A shipwreck, record heat, 14 foot waves, and heavy rain top the list of Michigan weather events on this day in history. From the National Weather Service archives here are the events that happened on Oct. 22.
In 1903, the wood schooner Saveland, while carrying coal, lumber or light, was torn away from the steamer Gettysburg and thrown against some pilings by a northern gale. Punctured, she sank to her main deck, and then pounded to pieces in Grand Marais, harbor on Lake Superior.
An extended October warm spell in 1953, culminates with record highs around 80 degrees. At Grand Rapids, it is the third consecutive day with record high temperatures. The records start with 83 degrees on Oct. 20, then 85 degrees on Oct. 21, and finally 82 degrees on Oct. 22.
In 1972, Flint reports 2.4 inches of rain on the 21st and the 22nd. A three day period of cold rain engulfed Southeast Michigan. Around three inches of rain fell around the Flint area into the Saginaw valley while Detroit received about 1.5 inches. Temperature highs were mainly in the 40s and 50s. Later October of 1972 was the third coldest in Saginaw and seventh coldest in Flint and 11th coldest in Detroit.
A deep low pressure center north of Lake Superior in 1999, moved slowly east with strong northwest winds blowing across Lake Superior and northern Upper Michigan. Winds of 30 to 40 knots with gusts to as high as 67 knots were reported and numerous reports of local power and telephone outages caused by limbs and trees blown down across the utility lines in the counties along Lake Superior. Downed trees blocked roads near Eagle Harbor. Fourteen foot waves caused minor shoreline erosion in a few locations along the western shoreline of the Keweenaw Peninsula from Ontonagon to Copper Harbor. Twenty foot waves pounded the shores of Lake Superior from east of Munising to Whitefish point with minor beach erosion and shoreline flooding in a few locations. 21,000 dollars of property damage and 2000 dollars of crop damage were done with this wind event.

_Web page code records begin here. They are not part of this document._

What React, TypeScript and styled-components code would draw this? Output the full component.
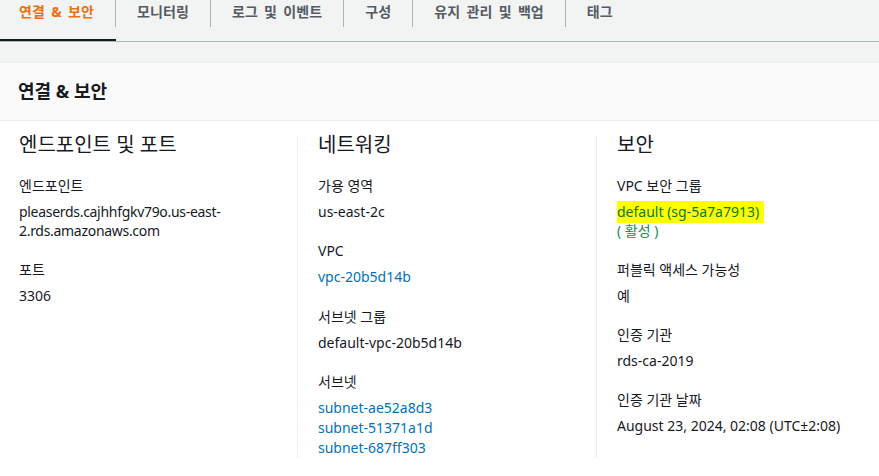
import React from "react";
import styled, { createGlobalStyle } from "styled-components";

const GlobalStyle = createGlobalStyle`
  html, body { margin: 0; padding: 0; }
  body {
    background: #f2f3f3;
    font-family: "Noto Sans", "Noto Sans CJK KR", sans-serif;
    color: #16191f;
    font-size: 14px;
  }
`;

const Page = styled.div`
  display: flex;
  flex-direction: column;
  gap: 20px;
  width: 879px;
  overflow: hidden;
`;

const TabBar = styled.nav`
  display: flex;
  height: 41px;
  border-bottom: 1px solid #aab7b8;
`;

const Tab = styled.div<{ $active?: boolean }>`
  display: flex;
  align-items: flex-start;
  height: 100%;
  box-sizing: border-box;
  border-bottom: 2px solid ${(p) => (p.$active ? "#16191f" : "transparent")};
  cursor: pointer;
`;

const TabLabel = styled.span<{ $active?: boolean; $last?: boolean }>`
  display: block;
  height: 27px;
  line-height: 24px;
  padding: 0 21px 0 ${(p) => (p.$active ? "19px" : "21px")};
  border-right: 1px solid ${(p) => (p.$last ? "transparent" : "#aab7b8")};
  font-weight: 700;
  font-size: 14px;
  letter-spacing: 0.1px;
  word-spacing: 2.5px;
  color: ${(p) => (p.$active ? "#ec7211" : "#545b64")};
  white-space: nowrap;
`;

const Card = styled.section`
  background: #ffffff;
  border-top: 1px solid #eaeded;
`;

const CardHeader = styled.header`
  background: #fafafa;
  border-bottom: 1px solid #eaeded;
  height: 58px;
  box-sizing: border-box;
  display: flex;
  align-items: center;
  padding: 0 18px 4px;
`;

const CardTitle = styled.h2`
  margin: 0;
  font-size: 18px;
  font-weight: 700;
  color: #16191f;
`;

const CardBody = styled.div`
  display: grid;
  grid-template-columns: 297px 299px 1fr;
  padding: 15px 0 30px;
`;

const Column = styled.div<{ $first?: boolean }>`
  display: flex;
  flex-direction: column;
  padding: 0 20px 0 ${(p) => (p.$first ? "18px" : "20px")};
  border-left: 1px solid ${(p) => (p.$first ? "transparent" : "#eaeded")};
  min-width: 0;
`;

const ColumnTitle = styled.h3`
  margin: 0 0 22px;
  font-size: 20px;
  line-height: 18px;
  font-weight: 400;
  color: #16191f;
`;

const Item = styled.div`
  display: flex;
  flex-direction: column;
  margin-bottom: 20px;
  &:last-child { margin-bottom: 0; }
`;

const Label = styled.div`
  line-height: 20px;
  margin-bottom: 6px;
  color: #16191f;
`;

const Value = styled.div<{ $tight?: boolean }>`
  line-height: 19px;
  color: #16191f;
  letter-spacing: ${(p) => (p.$tight ? "-0.3px" : "normal")};
`;

const Link = styled.a`
  display: block;
  color: #0073bb;
  text-decoration: none;
  line-height: 20px;
`;

const Highlight = styled.span`
  background: #ffff00;
  color: #0a7a24;
  padding: 1px 5px 2px 0;
`;

const Status = styled.div`
  color: #1d8a4a;
  line-height: 19px;
`;

const tabs = ["연결 & 보안", "모니터링", "로그 및 이벤트", "구성", "유지 관리 및 백업", "태그"];

export default function App() {
  return (
    <>
      <GlobalStyle />
      <Page>
        <TabBar>
          {tabs.map((t, i) => (
            <Tab key={t} $active={i === 0}>
              <TabLabel $active={i === 0} $last={i === tabs.length - 1}>
                {t}
              </TabLabel>
            </Tab>
          ))}
        </TabBar>
        <Card>
          <CardHeader>
            <CardTitle>연결 &amp; 보안</CardTitle>
          </CardHeader>
          <CardBody>
            <Column $first>
              <ColumnTitle>엔드포인트 및 포트</ColumnTitle>
              <Item>
                <Label>엔드포인트</Label>
                <Value $tight>pleaserds.cajhhfgkv79o.us-east-2.rds.amazonaws.com</Value>
              </Item>
              <Item>
                <Label>포트</Label>
                <Value>3306</Value>
              </Item>
            </Column>
            <Column>
              <ColumnTitle>네트워킹</ColumnTitle>
              <Item>
                <Label>가용 영역</Label>
                <Value>us-east-2c</Value>
              </Item>
              <Item>
                <Label>VPC</Label>
                <Link href="#">vpc-20b5d14b</Link>
              </Item>
              <Item>
                <Label>서브넷 그룹</Label>
                <Value>default-vpc-20b5d14b</Value>
              </Item>
              <Item>
                <Label>서브넷</Label>
                <Link href="#">subnet-ae52a8d3</Link>
                <Link href="#">subnet-51371a1d</Link>
                <Link href="#">subnet-687ff303</Link>
              </Item>
            </Column>
            <Column>
              <ColumnTitle>보안</ColumnTitle>
              <Item>
                <Label>VPC 보안 그룹</Label>
                <Value>
                  <Highlight>default (sg-5a7a7913)</Highlight>
                </Value>
                <Status>( 활성 )</Status>
              </Item>
              <Item>
                <Label>퍼블릭 액세스 가능성</Label>
                <Value>예</Value>
              </Item>
              <Item>
                <Label>인증 기관</Label>
                <Value>rds-ca-2019</Value>
              </Item>
              <Item>
                <Label>인증 기관 날짜</Label>
                <Value>August 23, 2024, 02:08 (UTC±2:08)</Value>
              </Item>
            </Column>
          </CardBody>
        </Card>
      </Page>
    </>
  );
}
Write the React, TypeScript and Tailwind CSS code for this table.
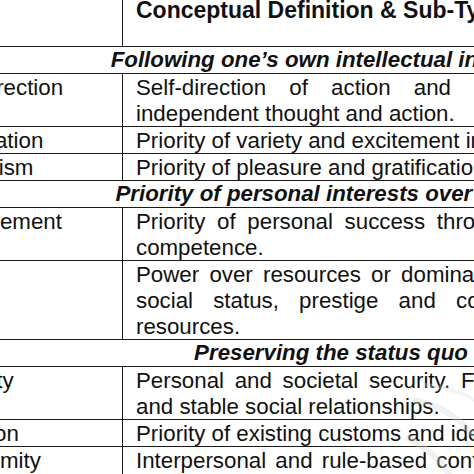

In 2002, record daily snowfall occurred at Weather Forecast Office in Marquette with 5.5 inches. Eight to 13 inches of snow fell in Marquette County. A quick moving low pressure system moved east from the plains on Oct. 21. Although the surface low pressure was relatively weak, the system slowed down as it moved over the southern Great Lakes. The northeast flow over Lake Superior allowed lake enhancement of the precipitation. Some places in central Upper Michigan observed record snowfall for so early in the season. There was a widespread eight to nine inch accumulation over much of Marquette County, with a 10 to 12 inch deep swath from Little Lake and Champion to Negaunee and Big Bay. The Marquette National Weather Service Office was blanketed by 13 inches of heavy wet snow. The snow began on the morning of the 21st and ended in the morning of the 22nd.